Sono convinta che il tratto distintivo, e a maggior ragione lo sarà per il 2020, sia proprio il doppio binario su cui lavoriamo, fortemente interconnesso: uno è la programmazione culturale di cui ho parlato; una programmazione che ci permette, nel coinvolgere soggetti molto diversi, di accrescere la consapevolezza e mantenere viva la rete concreta e reale tra coloro che si occupano di design sul nostro territorio. L’altro binario è un lavoro di collaborazione con gli enti e le istituzioni per andare a generare un impatto diretto sul sistema. Questo ci permette di agire in modo sistemico e concreto: un esempio su tutti il progetto Ask to design in collaborazione con la Camera di Commercio di Torino e con la partnership scientifica del Politecnico di Torino, progetto che sarà lanciato ufficialmente quest’anno dopo un primo esperimento pilota. Le piccole medie imprese che di fatto costituiscono la nervatura imprenditoriale della regione vengono messe in contatto con i designer: il Circolo diventa facilitatore di questo contatto, la collaborazione con il Politecnico permette di sviluppare un corso di formazione sull’utilità del design per l’impresa. Le aziende che approdano ad una piattaforma di incontro con i designer (lontana da essere una vetrina commerciale, tanto è vero che non è accessibile se non agli iscritti): un vero e proprio strumento di lavoro, in cui domanda e offerta si possono incontrare secondo criteri utili ad entrambi, proponendo brief a cui i designer possono rispondere. Uno strumento di crescita del territorio dal punto di vista del design e di come questo può applicarsi concretamente al mondo del lavoro.
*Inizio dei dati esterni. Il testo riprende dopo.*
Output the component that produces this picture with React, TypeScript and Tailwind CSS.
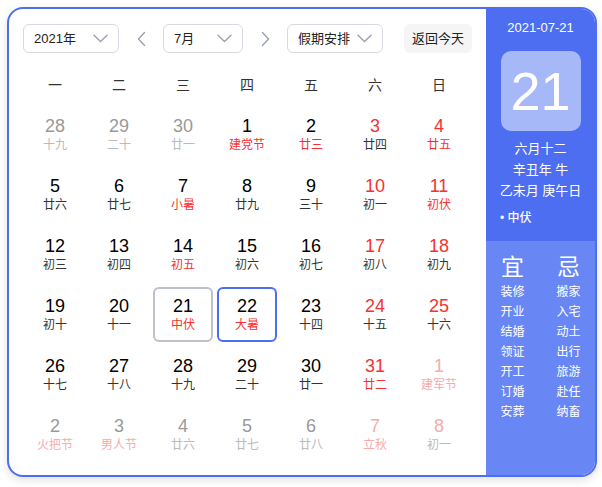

Continueranno i mercoledì del design, appuntamento ormai imprescindibile nel calendario cittadino?
I mercoledì del Circolo restano un appuntamento molto amato che abbiamo fatto evolvere: due mercoledì al mese sono fissi, a questi si affiancheranno nuovi momenti di incontro. Nel 2020 inauguriamo i C, occasioni di approfondimento per esplorare il tema del progetto dal punto di vista dei designer e delle aziende. Una volta al mese, viene invitato un designer di rilevanza internazionale per un focus articolato in due giornate: il mercoledì una Lectio aperta a tutti, durante la quale il designer condivide storie ed esperienze del proprio percorso creativo; il giorno successivo, un momento di formazione riservato a professionisti, studenti e innovatori, diventa il momento per indagare tematiche specifiche e possibili percorsi di sviluppo insieme al designer. E ancora, una volta al mese verrà invitata un’azienda che durante un talk aperto al pubblico si racconta, per far conoscere l’esperienza personale e di impresa che sta dietro a cicli produttivi che orbitano intorno al mondo del progetto nello scenario italiano e internazionale.
Cosa auguri al Circolo del design per il suo prossimo futuro?
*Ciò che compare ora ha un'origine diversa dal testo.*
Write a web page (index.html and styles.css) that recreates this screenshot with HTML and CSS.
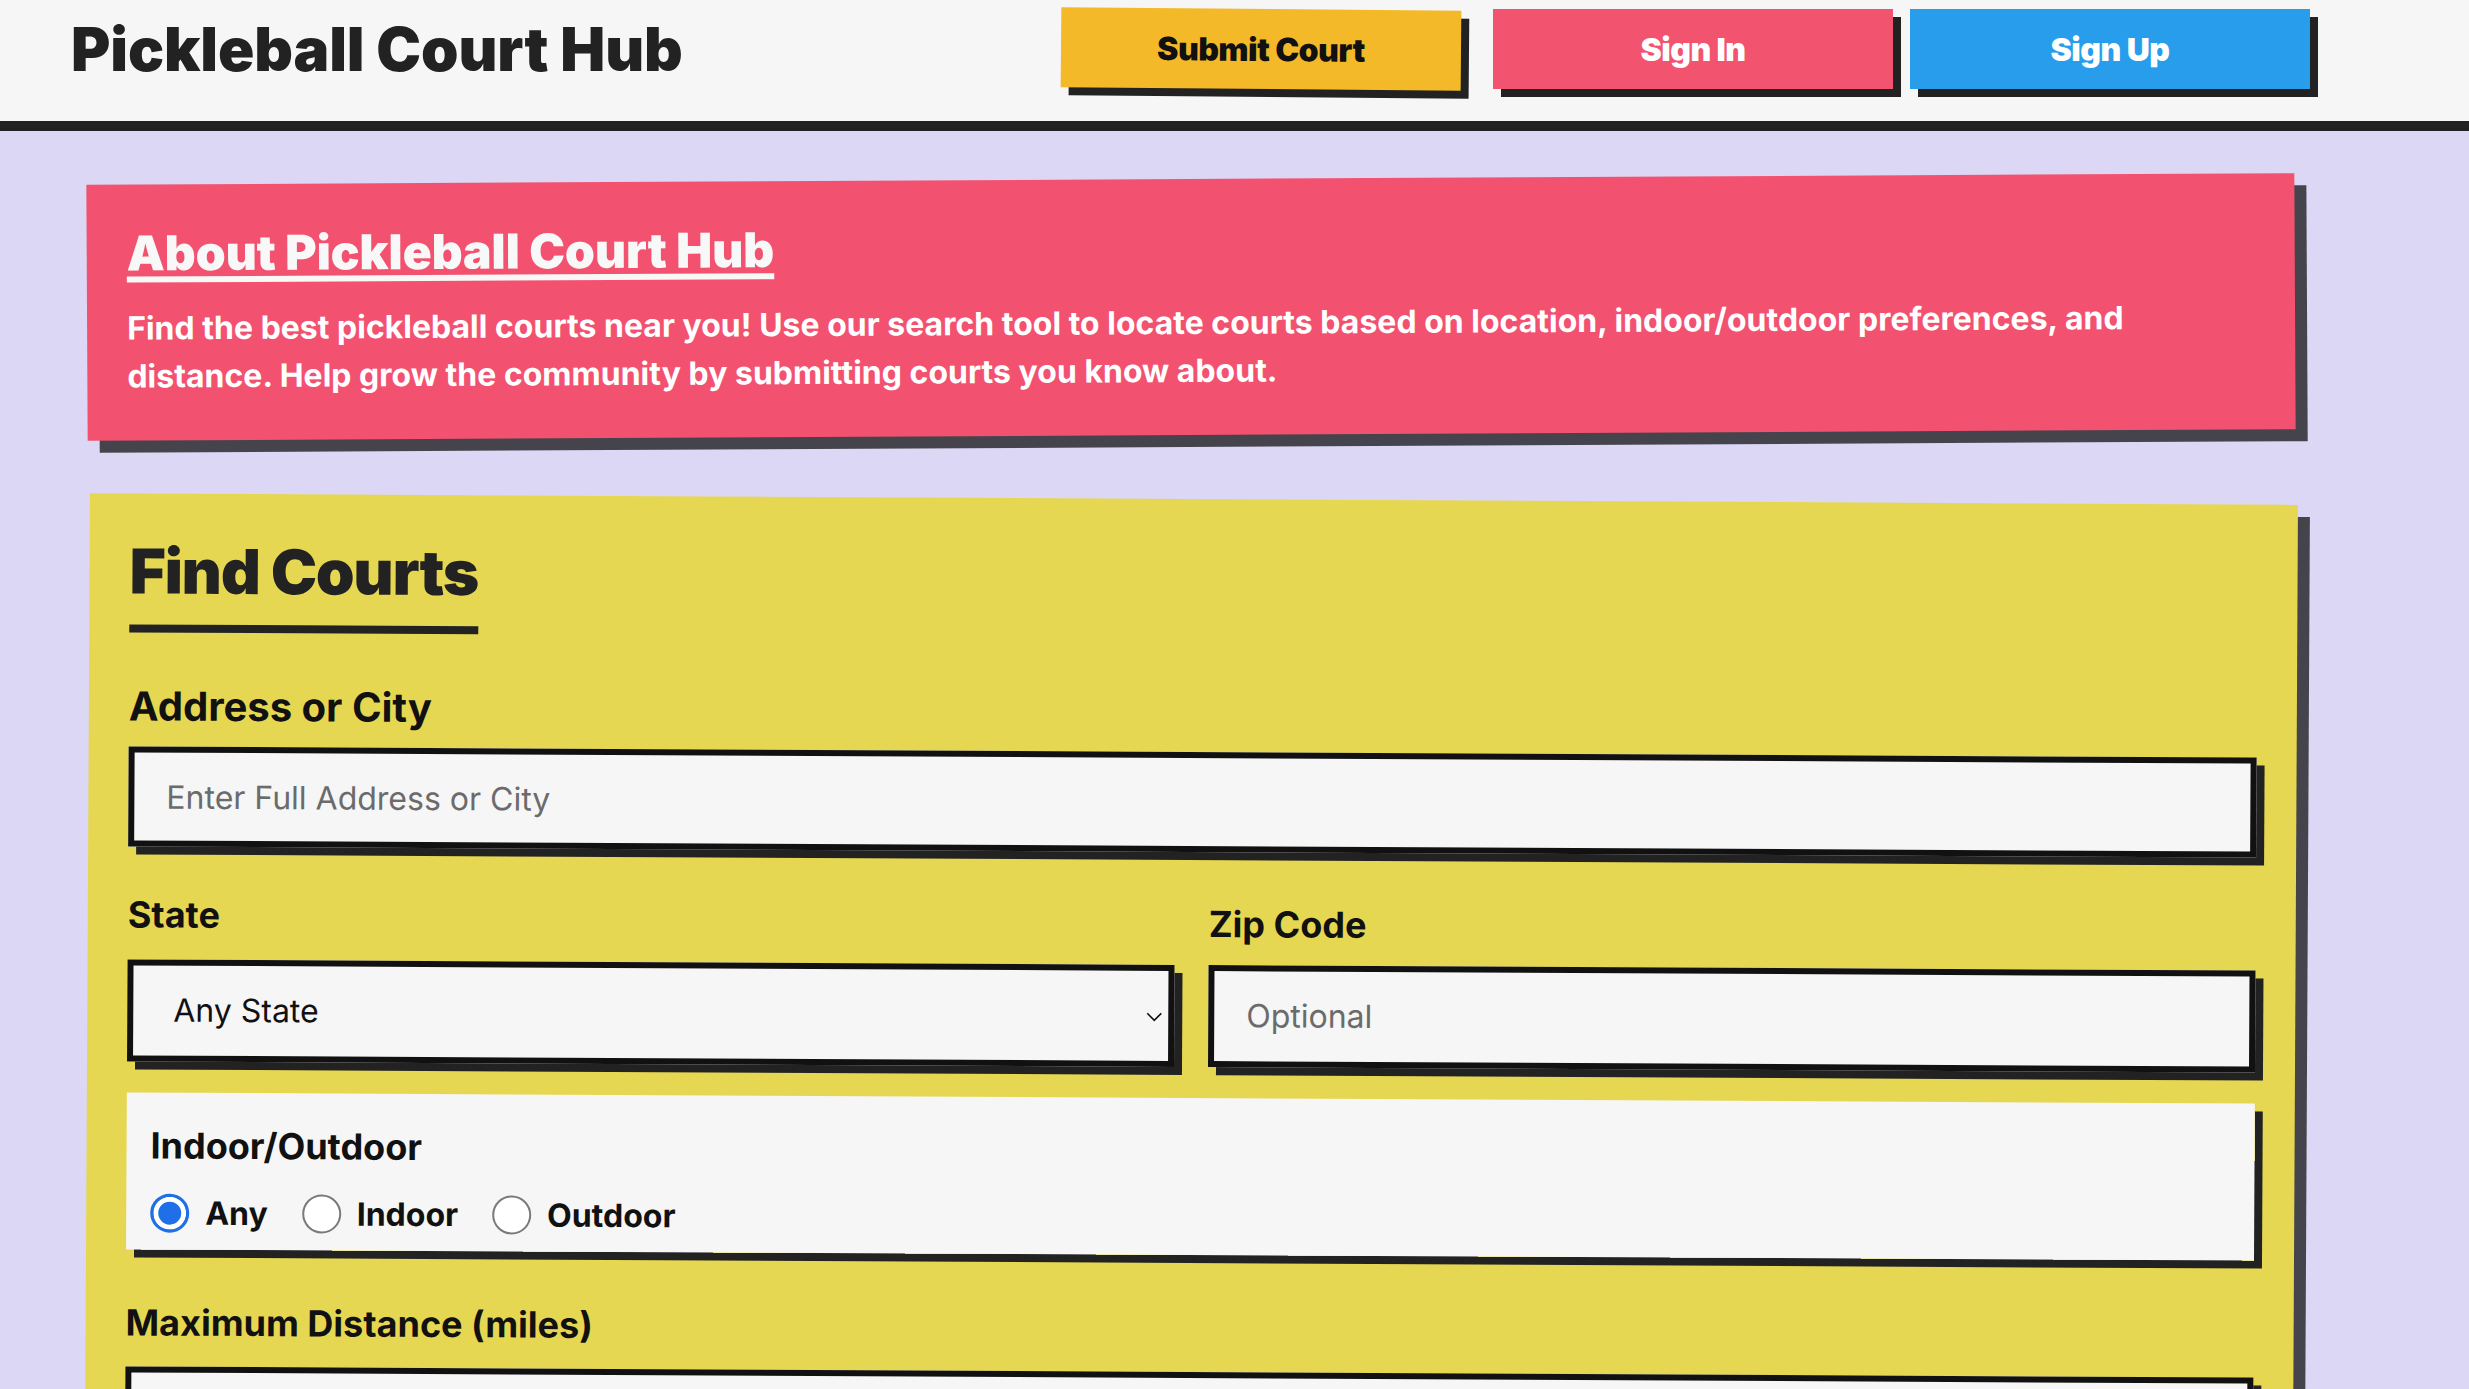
FILE: index.html
```html
<!DOCTYPE html>
<html lang="en">
<head>
<meta charset="utf-8">
<title>Pickleball Court Hub</title>
<link rel="stylesheet" href="styles.css">
</head>
<body>
<header class="site-header">
  <h1 class="brand">Pickleball Court Hub</h1>
  <nav class="nav">
    <a class="btn btn-submit" href="#">Submit Court</a>
    <a class="btn btn-signin" href="#">Sign In</a>
    <a class="btn btn-signup" href="#">Sign Up</a>
  </nav>
</header>

<main class="main">
  <section class="card card-about">
    <h2 class="about-title"><a href="#">About Pickleball Court Hub</a></h2>
    <p class="about-text">Find the best pickleball courts near you! Use our search tool to locate courts based on location, indoor/outdoor preferences, and distance. Help grow the community by submitting courts you know about.</p>
  </section>

  <section class="card card-find">
    <h2 class="find-title">Find Courts</h2>

    <div class="field field-address">
      <label class="label label-lg" for="address">Address or City</label>
      <input class="input" id="address" type="text" placeholder="Enter Full Address or City">
    </div>

    <div class="row">
      <div class="field field-tight">
        <label class="label" for="state">State</label>
        <div class="select-wrap">
          <select class="input select" id="state">
            <option>Any State</option>
            <option>Alabama</option>
            <option>California</option>
          </select>
          <svg class="chevron" viewBox="0 0 16 10" width="16" height="10" aria-hidden="true"><path d="M1 1.5 L8 8.5 L15 1.5" fill="none" stroke="#111" stroke-width="1.6"/></svg>
        </div>
      </div>
      <div class="field field-tight field-zip">
        <label class="label" for="zip">Zip Code</label>
        <input class="input" id="zip" type="text" placeholder="Optional">
      </div>
    </div>

    <fieldset class="panel">
      <div class="panel-title">Indoor/Outdoor</div>
      <div class="radios">
        <label class="radio"><input type="radio" name="io" checked><span>Any</span></label>
        <label class="radio"><input type="radio" name="io"><span>Indoor</span></label>
        <label class="radio"><input type="radio" name="io"><span>Outdoor</span></label>
      </div>
    </fieldset>

    <div class="field">
      <label class="label" for="dist">Maximum Distance (miles)</label>
      <input class="input input-dist" id="dist" type="text">
    </div>

    <button class="btn btn-search" type="button">Search Courts</button>
  </section>
</main>
</body>
</html>
```

FILE: styles.css
```css
* {
  box-sizing: border-box;
}

html, body {
  margin: 0;
  padding: 0;
}

body {
  background: #dcd7f5;
  font-family: Inter, "Noto Sans", "Liberation Sans", sans-serif;
  color: #111;
}

/* Header */
.site-header {
  display: flex;
  align-items: center;
  height: 131px;
  padding: 0 159px 23px 71px;
  background: #f6f6f6;
  border-bottom: 10px solid #222;
}

.brand {
  margin: 0;
  font-size: 60px;
  font-weight: 900;
  letter-spacing: -0.1px;
  color: #222;
  line-height: 1.21;
}

.nav {
  margin-left: auto;
  display: flex;
  gap: 17px;
}

.btn {
  display: flex;
  align-items: center;
  justify-content: center;
  width: 400px;
  height: 80px;
  font-family: Inter, "Liberation Sans", sans-serif;
  font-size: 32px;
  font-weight: 900;
  letter-spacing: -0.5px;
  text-decoration: none;
  border: none;
  box-shadow: 8px 8px 0 #222;
}

.btn-submit {
  background: #f3b928;
  color: #111;
  transform: rotate(0.5deg);
  margin-right: 15px;
}

.btn-signin {
  background: #f2536f;
  color: #fff;
}

.btn-signup {
  background: #279deb;
  color: #fff;
}

/* Main */
.main {
  padding: 48px 174px 80px 87px;
}

.card {
  padding: 40px;
  box-shadow: 12px 12px 0 #45444c;
}

.card-about {
  background: #f2526f;
  transform: rotate(-0.3deg);
  margin-bottom: 64px;
}

.about-title {
  margin: 0 0 22px;
  font-size: 48px;
  font-weight: 900;
  letter-spacing: -0.1px;
  line-height: 1.21;
}

.about-title a {
  color: #f8f8f8;
  text-decoration: underline;
  text-decoration-thickness: 6px;
  text-underline-offset: 6px;
}

.about-text {
  margin: 0;
  max-width: 2060px;
  font-size: 32px;
  line-height: 48px;
  font-weight: 700;
  color: #fff;
}

.card-find {
  background: #e6d752;
  transform: rotate(0.3deg);
}

.find-title {
  width: fit-content;
  margin: 0 0 50px;
  padding-bottom: 16px;
  border-bottom: 8px solid #222;
  font-size: 62px;
  font-weight: 900;
  letter-spacing: -1.2px;
  line-height: 1.21;
  color: #222;
}

.field {
  margin-bottom: 42px;
}

.field-address {
  margin-bottom: 47px;
}

.field-tight {
  margin-bottom: 0;
}

.label {
  display: block;
  margin-bottom: 22px;
  font-size: 36px;
  font-weight: 700;
  line-height: 1.21;
  color: #111;
}

.label-lg {
  font-size: 40px;
  margin-bottom: 16px;
}

.field-zip .label {
  margin-top: 4px;
  margin-bottom: 18px;
}

.input {
  display: block;
  width: 100%;
  height: 100px;
  padding: 0 32px;
  border: 6px solid #111;
  border-radius: 0;
  background: #f6f6f6;
  box-shadow: 8px 8px 0 #222;
  font-family: Inter, "Liberation Sans", sans-serif;
  font-size: 32px;
  font-weight: 400;
  color: #111;
  outline: none;
}

.input::placeholder {
  color: #6b6b6b;
}

.select-wrap {
  position: relative;
}

.select {
  appearance: none;
  -webkit-appearance: none;
  height: 102px;
  padding-left: 40px;
}

#zip {
  height: 102px;
}

.chevron {
  position: absolute;
  right: 12px;
  top: 47px;
  pointer-events: none;
}

.row {
  display: grid;
  grid-template-columns: 1fr 1fr;
  gap: 34px;
  margin-bottom: 31px;
}

.panel {
  margin: 0 0 52px;
  padding: 32px 24px 17px;
  border: none;
  background: #f6f6f6;
  box-shadow: 8px 8px 0 #222;
  min-width: 0;
}

.panel-title {
  margin-bottom: 25px;
  font-size: 36px;
  font-weight: 700;
  line-height: 1.21;
  color: #111;
}

.radios {
  display: flex;
  align-items: center;
  gap: 34px;
}

.radio {
  display: flex;
  align-items: center;
  gap: 16px;
  font-size: 32px;
  font-weight: 700;
  color: #111;
}

.radio input {
  appearance: none;
  -webkit-appearance: none;
  margin: 0;
  width: 39px;
  height: 39px;
  border-radius: 50%;
  border: 2px solid #7a7a7a;
  background: #fff;
}

.radio input:checked {
  border: 3px solid #1f6fe8;
  background: #1f6fe8;
  box-shadow: inset 0 0 0 5px #fff;
}

.input-dist {
  margin-top: 3px;
}

.btn-search {
  margin-top: 32px;
  background: #279deb;
  color: #fff;
}
```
Auguro di continuare a lavorare su questo doppio binario a cui accennavo, mantenere l’attaccamento ai soggetti del territorio coltivando l’attenzione ai contenuti, diffondere la cultura del progetto, riuscire a farsi promotore di tutte le novità che abbiano bisogno di un luogo dove esprimersi, e parallelamente, ricoprire il ruolo di interlocutore al servizio delle istituzioni e delle fondazioni, per permettere lo sviluppo di opportunità professionali tra aziende e designer e la creazione di sistemi propri del design a servizio del territorio. Una sfida che mi rende felice.